- Data shown:
*****
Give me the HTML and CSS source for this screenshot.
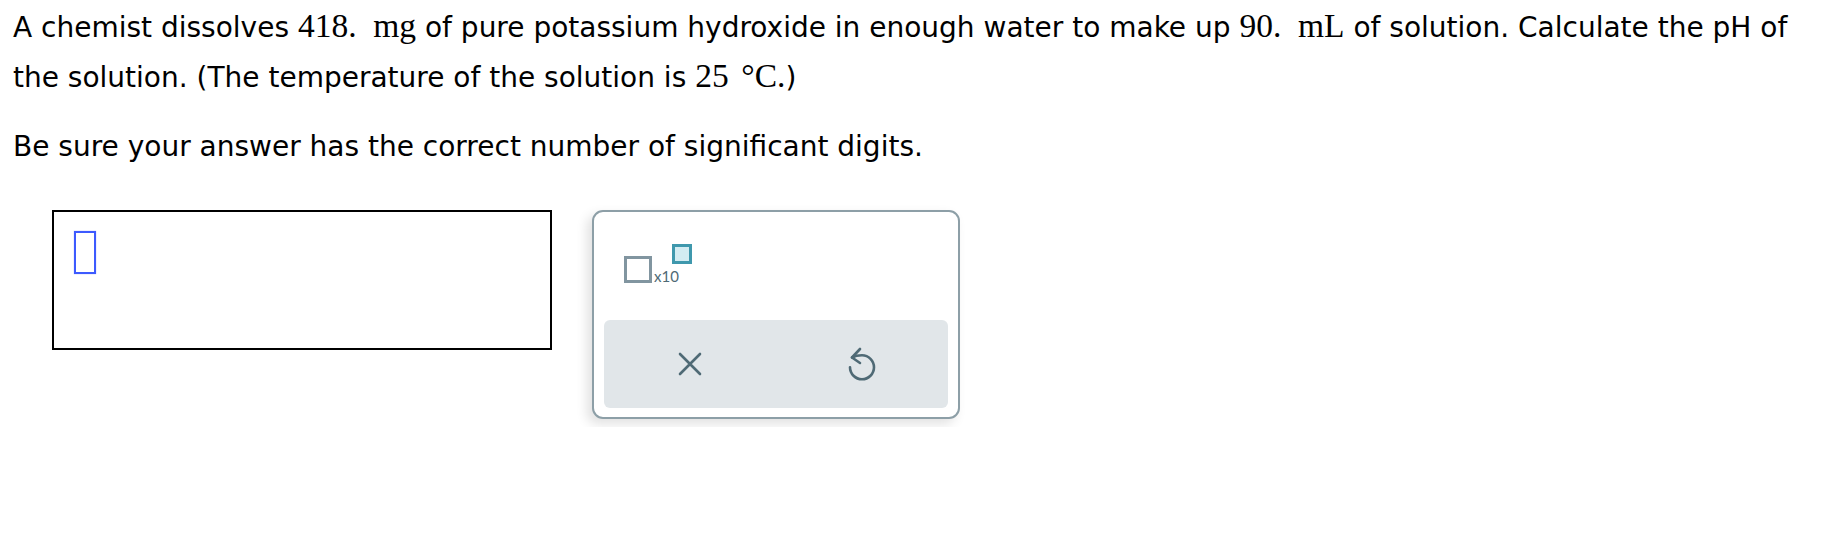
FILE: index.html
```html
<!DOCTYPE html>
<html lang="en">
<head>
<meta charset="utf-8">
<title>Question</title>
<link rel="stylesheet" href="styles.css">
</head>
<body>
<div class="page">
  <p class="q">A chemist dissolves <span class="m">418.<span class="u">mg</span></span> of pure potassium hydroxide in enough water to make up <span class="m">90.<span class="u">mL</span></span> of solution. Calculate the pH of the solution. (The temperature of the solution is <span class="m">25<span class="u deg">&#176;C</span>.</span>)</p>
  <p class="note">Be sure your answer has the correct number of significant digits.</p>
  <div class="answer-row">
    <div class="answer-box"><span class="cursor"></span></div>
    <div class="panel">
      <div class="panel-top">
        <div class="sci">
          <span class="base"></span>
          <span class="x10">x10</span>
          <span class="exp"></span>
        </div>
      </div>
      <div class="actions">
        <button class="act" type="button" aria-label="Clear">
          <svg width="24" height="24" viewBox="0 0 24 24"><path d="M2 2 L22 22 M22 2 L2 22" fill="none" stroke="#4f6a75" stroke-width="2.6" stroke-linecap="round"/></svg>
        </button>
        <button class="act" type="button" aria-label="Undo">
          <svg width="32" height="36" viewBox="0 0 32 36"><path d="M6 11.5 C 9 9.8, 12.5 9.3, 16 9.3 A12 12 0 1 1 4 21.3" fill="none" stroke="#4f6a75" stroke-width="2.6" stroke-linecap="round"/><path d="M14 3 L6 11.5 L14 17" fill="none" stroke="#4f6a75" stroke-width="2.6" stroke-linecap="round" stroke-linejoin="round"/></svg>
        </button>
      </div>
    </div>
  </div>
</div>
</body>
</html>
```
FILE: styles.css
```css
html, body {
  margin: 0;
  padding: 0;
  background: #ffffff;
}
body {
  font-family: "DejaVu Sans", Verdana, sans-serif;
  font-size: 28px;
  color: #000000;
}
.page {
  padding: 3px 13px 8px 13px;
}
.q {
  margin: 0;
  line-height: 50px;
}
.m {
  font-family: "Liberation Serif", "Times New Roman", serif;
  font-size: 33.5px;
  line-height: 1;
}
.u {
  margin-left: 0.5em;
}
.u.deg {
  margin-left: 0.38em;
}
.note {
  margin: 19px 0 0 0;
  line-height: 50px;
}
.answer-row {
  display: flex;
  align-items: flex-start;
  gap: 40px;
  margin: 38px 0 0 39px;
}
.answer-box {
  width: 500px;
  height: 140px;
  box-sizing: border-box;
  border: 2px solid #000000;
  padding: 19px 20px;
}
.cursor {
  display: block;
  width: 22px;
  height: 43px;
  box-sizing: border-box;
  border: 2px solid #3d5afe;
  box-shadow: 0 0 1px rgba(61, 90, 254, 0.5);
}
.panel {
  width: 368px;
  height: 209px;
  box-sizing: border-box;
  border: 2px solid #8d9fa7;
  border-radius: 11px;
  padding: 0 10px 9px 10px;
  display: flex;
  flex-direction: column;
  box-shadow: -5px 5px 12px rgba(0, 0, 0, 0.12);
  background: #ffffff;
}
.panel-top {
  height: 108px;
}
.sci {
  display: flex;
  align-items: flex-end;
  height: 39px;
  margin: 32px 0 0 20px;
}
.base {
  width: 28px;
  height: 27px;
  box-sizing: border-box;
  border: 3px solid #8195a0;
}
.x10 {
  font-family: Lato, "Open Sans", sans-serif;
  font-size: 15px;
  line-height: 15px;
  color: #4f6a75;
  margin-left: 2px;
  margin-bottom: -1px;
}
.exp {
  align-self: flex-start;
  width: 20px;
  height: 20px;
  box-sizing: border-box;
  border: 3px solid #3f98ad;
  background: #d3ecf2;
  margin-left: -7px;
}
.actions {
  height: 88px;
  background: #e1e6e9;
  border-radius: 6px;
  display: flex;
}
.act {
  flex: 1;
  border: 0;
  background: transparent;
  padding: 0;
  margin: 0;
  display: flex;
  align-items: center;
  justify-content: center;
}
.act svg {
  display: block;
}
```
*****
- Task instructions: Leave out all pictures, then copy the remaining material exactly.

- The output:
Give me the HTML and CSS source for this screenshot.
FILE: index.html
```html
<!DOCTYPE html>
<html lang="en">
<head>
<meta charset="utf-8">
<title>Question</title>
<link rel="stylesheet" href="styles.css">
</head>
<body>
<div class="page">
  <p class="q">A chemist dissolves <span class="m">418.<span class="u">mg</span></span> of pure potassium hydroxide in enough water to make up <span class="m">90.<span class="u">mL</span></span> of solution. Calculate the pH of the solution. (The temperature of the solution is <span class="m">25<span class="u deg">&#176;C</span>.</span>)</p>
  <p class="note">Be sure your answer has the correct number of significant digits.</p>
  <div class="answer-row">
    <div class="answer-box"><span class="cursor"></span></div>
    <div class="panel">
      <div class="panel-top">
        <div class="sci">
          <span class="base"></span>
          <span class="x10">x10</span>
          <span class="exp"></span>
        </div>
      </div>
      <div class="actions">
        <button class="act" type="button" aria-label="Clear">
          <svg width="24" height="24" viewBox="0 0 24 24"><path d="M2 2 L22 22 M22 2 L2 22" fill="none" stroke="#4f6a75" stroke-width="2.6" stroke-linecap="round"/></svg>
        </button>
        <button class="act" type="button" aria-label="Undo">
          <svg width="32" height="36" viewBox="0 0 32 36"><path d="M6 11.5 C 9 9.8, 12.5 9.3, 16 9.3 A12 12 0 1 1 4 21.3" fill="none" stroke="#4f6a75" stroke-width="2.6" stroke-linecap="round"/><path d="M14 3 L6 11.5 L14 17" fill="none" stroke="#4f6a75" stroke-width="2.6" stroke-linecap="round" stroke-linejoin="round"/></svg>
        </button>
      </div>
    </div>
  </div>
</div>
</body>
</html>
```
FILE: styles.css
```css
html, body {
  margin: 0;
  padding: 0;
  background: #ffffff;
}
body {
  font-family: "DejaVu Sans", Verdana, sans-serif;
  font-size: 28px;
  color: #000000;
}
.page {
  padding: 3px 13px 8px 13px;
}
.q {
  margin: 0;
  line-height: 50px;
}
.m {
  font-family: "Liberation Serif", "Times New Roman", serif;
  font-size: 33.5px;
  line-height: 1;
}
.u {
  margin-left: 0.5em;
}
.u.deg {
  margin-left: 0.38em;
}
.note {
  margin: 19px 0 0 0;
  line-height: 50px;
}
.answer-row {
  display: flex;
  align-items: flex-start;
  gap: 40px;
  margin: 38px 0 0 39px;
}
.answer-box {
  width: 500px;
  height: 140px;
  box-sizing: border-box;
  border: 2px solid #000000;
  padding: 19px 20px;
}
.cursor {
  display: block;
  width: 22px;
  height: 43px;
  box-sizing: border-box;
  border: 2px solid #3d5afe;
  box-shadow: 0 0 1px rgba(61, 90, 254, 0.5);
}
.panel {
  width: 368px;
  height: 209px;
  box-sizing: border-box;
  border: 2px solid #8d9fa7;
  border-radius: 11px;
  padding: 0 10px 9px 10px;
  display: flex;
  flex-direction: column;
  box-shadow: -5px 5px 12px rgba(0, 0, 0, 0.12);
  background: #ffffff;
}
.panel-top {
  height: 108px;
}
.sci {
  display: flex;
  align-items: flex-end;
  height: 39px;
  margin: 32px 0 0 20px;
}
.base {
  width: 28px;
  height: 27px;
  box-sizing: border-box;
  border: 3px solid #8195a0;
}
.x10 {
  font-family: Lato, "Open Sans", sans-serif;
  font-size: 15px;
  line-height: 15px;
  color: #4f6a75;
  margin-left: 2px;
  margin-bottom: -1px;
}
.exp {
  align-self: flex-start;
  width: 20px;
  height: 20px;
  box-sizing: border-box;
  border: 3px solid #3f98ad;
  background: #d3ecf2;
  margin-left: -7px;
}
.actions {
  height: 88px;
  background: #e1e6e9;
  border-radius: 6px;
  display: flex;
}
.act {
  flex: 1;
  border: 0;
  background: transparent;
  padding: 0;
  margin: 0;
  display: flex;
  align-items: center;
  justify-content: center;
}
.act svg {
  display: block;
}
```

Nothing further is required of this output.